# What you have to do
Without the pictures, output the lines of the material from the very first through the one that holds "const REPORTS = [0, 2, 5, 6, 5, 6, 3, 4]".
____________
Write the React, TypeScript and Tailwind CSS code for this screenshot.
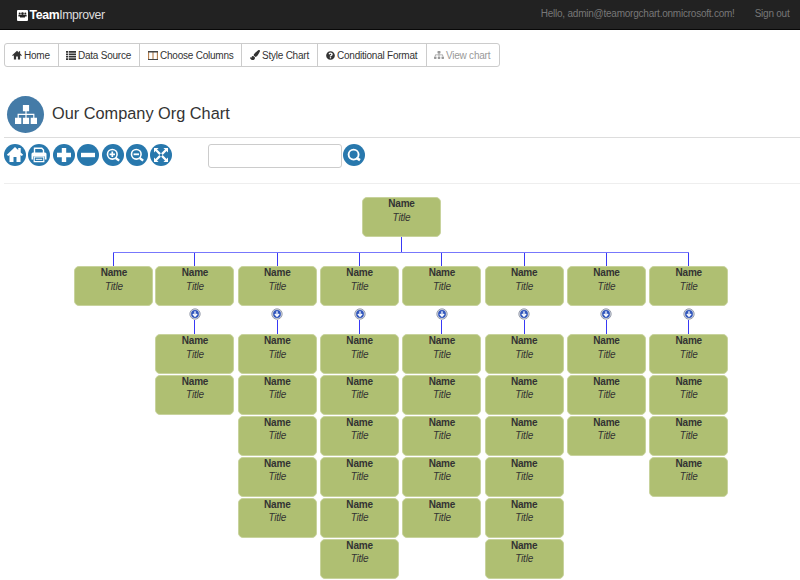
import type { ReactNode } from "react"
import { FaPaintBrush, FaQuestionCircle, FaSitemap } from "react-icons/fa"

// number of direct reports shown under each manager
const REPORTS = [0, 2, 5, 6, 5, 6, 3, 4]

function HouseIcon({ className }: { className?: string }) {
  return (
    <svg viewBox="0 0 16 16" className={className} fill="currentColor">
      <path d="M8 1 .2 8.2l1.2 1.2L3 8.3V15h3.6v-4.5h2.8V15H13V8.3l1.6 1.1 1.2-1.2L13 5.6V2h-2v1.8L8 1Z" />
    </svg>
  )
}

function ListIcon() {
  return (
    <svg viewBox="0 0 10 9" className="h-[9px] w-[10px]" fill="currentColor">
      <path d="M0 0h2v1.7H0zM2.7 0H10v1.7H2.7zM0 2.4h2v1.7H0zM2.7 2.4H10v1.7H2.7zM0 4.8h2v1.7H0zM2.7 4.8H10v1.7H2.7zM0 7.2h2v1.7H0zM2.7 7.2H10v1.7H2.7z" />
    </svg>
  )
}

function ColumnsIcon() {
  return (
    <svg viewBox="0 0 10 9" className="h-[9px] w-[10px]">
      <path d="M.6 1v7.5h8.8V1M5 1v7.5" fill="none" stroke="#b37a45" strokeWidth="1.1" />
      <path d="M0 0h10v1.6H0zM0 8h10v1H0z" fill="#444" />
    </svg>
  )
}

function NavItem({ icon, label, className }: { icon: ReactNode; label: string; className: string }) {
  return (
    <a className={`flex h-full shrink-0 items-center gap-[2px] border-r border-[#ccc] whitespace-nowrap ${className}`}>
      {icon}
      <span>{label}</span>
    </a>
  )
}

function RoundButton({ children, label }: { children: ReactNode; label: string }) {
  return (
    <button aria-label={label} className="flex size-[22px] shrink-0 items-center justify-center rounded-full bg-[#2878ad] text-white">
      <svg viewBox="0 0 22 22" className="size-[22px]" fill="none" stroke="currentColor">
        {children}
      </svg>
    </button>
  )
}

function Toolbar() {
  return (
    <div className="ml-1 flex h-[46px] items-start border-b border-[#eee] pt-[6px]">
      <div className="flex gap-[2.4px]">
        <RoundButton label="Home">
          <path d="M11 3 2.9 10.7l1.3 1.2L5.5 11v7h4v-5h3v5h4v-7l1.3.9 1.3-1.2-2.4-2.3V4h-2.5v2.1L11 3Z" fill="currentColor" stroke="none" />
        </RoundButton>
        <RoundButton label="Print">
          <path d="M6.5 9V4.3h7.3l1.7 1.7v3" strokeWidth="1.4" />
          <path d="M5 8.5h12a1.5 1.5 0 0 1 1.5 1.5v5.5H17v-3H5v3H3.5V10A1.5 1.5 0 0 1 5 8.5Z" fill="currentColor" stroke="none" />
          <path d="M6.2 13h9.6v4.6H6.2z" strokeWidth="1.2" />
          <path d="M7.8 15.3h6.4" strokeWidth="1" />
        </RoundButton>
        <RoundButton label="Expand all">
          <path d="M11 4v14M4 11h14" strokeWidth="4.4" />
        </RoundButton>
        <RoundButton label="Collapse all">
          <path d="M4 11h14" strokeWidth="4.4" />
        </RoundButton>
        <RoundButton label="Zoom in">
          <circle cx="10.3" cy="10.3" r="4.8" strokeWidth="1.6" />
          <path d="M7.6 10.3H13M10.3 7.6V13" strokeWidth="1.7" />
          <path d="m13.6 14 3.6 2.6" strokeWidth="2.4" />
        </RoundButton>
        <RoundButton label="Zoom out">
          <circle cx="10.3" cy="10.3" r="4.8" strokeWidth="1.6" />
          <path d="M7.6 10.3H13" strokeWidth="1.8" />
          <path d="m13.6 14 3.6 2.6" strokeWidth="2.4" />
        </RoundButton>
        <RoundButton label="Fit to screen">
          <path d="m5.5 5.5 4.6 4.6m6.4-4.6-4.6 4.6m-6.4 6.4 4.6-4.6m6.4 4.6-4.6-4.6" strokeWidth="2.2" />
          <path d="M4 4h4.6L4 8.6zM18 4v4.6L13.4 4zM4 18v-4.6L8.6 18zM18 18h-4.6l4.6-4.6z" fill="currentColor" stroke="none" />
        </RoundButton>
      </div>
      <input className="ml-9 h-6 w-[134px] shrink-0 rounded-[3px] border border-[#ccc] bg-white px-2 text-[9.5px] outline-none" />
      <div className="ml-[1px]">
        <RoundButton label="Search">
          <circle cx="10.6" cy="10.6" r="5" strokeWidth="1.9" />
          <path d="m13.2 13.8 3.8 2.4" strokeWidth="2.6" />
        </RoundButton>
      </div>
    </div>
  )
}

function Card() {
  return (
    <div className="h-[40px] w-[79px] shrink-0 rounded-[5px] border border-[#c8d39d] bg-[#afbf72] text-center text-[10px] leading-[13.4px] tracking-[-0.2px] text-[#333]">
      <div className="-mt-[1.2px] font-bold">Name</div>
      <div className="italic">Title</div>
    </div>
  )
}

function DrillDown() {
  return (
    <svg viewBox="0 0 12 12" className="size-[12px] shrink-0">
      <circle cx="6" cy="6" r="5.2" fill="#d5dae4" stroke="#858c9c" strokeWidth=".8" />
      <circle cx="6" cy="6" r="3.9" fill="#3358bd" />
      <path d="M6 3.2v4.6M3.9 6 6 8.2 8.1 6" fill="none" stroke="#fff" strokeWidth="1.3" />
    </svg>
  )
}

function Branch({ reports }: { reports: number }) {
  return (
    <div className="flex w-[79px] shrink-0 flex-col items-center">
      <div className="h-[13.3px] w-px bg-[#3939f5]" />
      <Card />
      {reports > 0 && (
        <>
          <div className="h-[2px]" />
          <DrillDown />
          <div className="h-[14px] w-px bg-[#3939f5]" />
          <div className="flex flex-col gap-[0.9px]">
            {Array.from({ length: reports }, (_, i) => (
              <Card key={i} />
            ))}
          </div>
        </>
      )}
    </div>
  )
}

function OrgChart() {
  return (
    <div className="flex flex-col pt-[13.4px]">
      <div className="ml-[362px] flex w-[79px] flex-col items-center">
        <Card />
        <div className="h-[14.6px] w-px bg-[#3939f5]" />
      </div>
      <div className="ml-[113px] h-px w-[576px] bg-[#7777fc]" />
      <div className="flex items-start pl-[74.4px]">
        <div className="mr-[2.1px]">
          <Branch reports={REPORTS[0]} />
        </div>
        <div className="flex gap-[3.3px]">
          {REPORTS.slice(1).map((reports, i) => (
            <Branch key={i} reports={reports} />
          ))}
        </div>
      </div>
    </div>
  )
}

export default function App() {
  return (
    <div className="h-[580px] w-[800px] overflow-hidden bg-white font-['Liberation_Sans',Arial,sans-serif] text-[10px] tracking-[-0.23px] text-[#333]">
      <header className="flex h-[30px] items-start border-b border-[#080808] bg-[#222] pl-[17px]">
        <div className="flex h-[31px] items-center gap-[1.5px] text-[12.3px] tracking-[-0.38px] text-white">
          <svg viewBox="0 0 11 11" className="size-[11px]">
            <rect width="11" height="11" rx="1" fill="#fff" />
            <g fill="#222">
              <circle cx="2.7" cy="3.6" r="1" />
              <circle cx="5.5" cy="3.6" r="1.3" />
              <circle cx="8.3" cy="3.6" r="1" />
              <path d="M1.4 4.8h8.2v1.7H8v1H3v-1H1.4z" />
            </g>
          </svg>
          <div className="leading-none">
            <b>Team</b>
            <span className="text-[#ddd]">Improver</span>
          </div>
        </div>
        <div className="mr-[10.5px] ml-auto flex h-[26px] items-center gap-5 text-[#777]">
          <span>Hello, admin@teamorgchart.onmicrosoft.com!</span>
          <a>Sign out</a>
        </div>
      </header>

      <nav className="mt-[13px] ml-1 flex h-6 w-[496px] overflow-hidden rounded-[3px] border border-[#ccc]">
        <NavItem className="w-[54px] pl-[7px]" icon={<HouseIcon className="size-[10px]" />} label="Home" />
        <NavItem className="w-[81px] pl-[7px]" icon={<ListIcon />} label="Data Source" />
        <NavItem className="w-[102px] pl-[8px]" icon={<ColumnsIcon />} label="Choose Columns" />
        <NavItem className="w-[76px] pl-[8px]" icon={<FaPaintBrush className="size-[10px]" />} label="Style Chart" />
        <NavItem className="w-[109px] pl-[8px]" icon={<FaQuestionCircle className="size-[9px]" />} label="Conditional Format" />
        <NavItem className="w-[73px] border-r-0 pl-[7px] text-[#999]" icon={<FaSitemap className="size-[10px]" />} label="View chart" />
      </nav>

      <div className="ml-1 flex h-[71px] items-end gap-[8px] border-b border-[#ddd] pb-[4px] pl-[3px]">
        <div className="flex size-[37px] items-center justify-center rounded-full bg-[#447ba7] text-white">
          <svg viewBox="0 0 22 19" className="h-[19px] w-[22px]" fill="currentColor">
            <path d="M7.9 0h6.2v6.2H7.9zM0 12.7h6.3V19H0zM7.9 12.7h6.2V19H7.9zM15.7 12.7H22V19h-6.3z" />
            <path d="M11 6v7M3.2 13V9.3h15.6V13" fill="none" stroke="currentColor" strokeWidth="1.2" />
          </svg>
        </div>
        <h1 className="h-[29px] text-[16.32px] leading-[18px] tracking-normal">Our Company Org Chart</h1>
      </div>

      <Toolbar />
      <OrgChart />
    </div>
  )
}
____________
# Response to this exercise
Write the React, TypeScript and Tailwind CSS code for this screenshot.
import type { ReactNode } from "react"
import { FaPaintBrush, FaQuestionCircle, FaSitemap } from "react-icons/fa"

// number of direct reports shown under each manager
const REPORTS = [0, 2, 5, 6, 5, 6, 3, 4]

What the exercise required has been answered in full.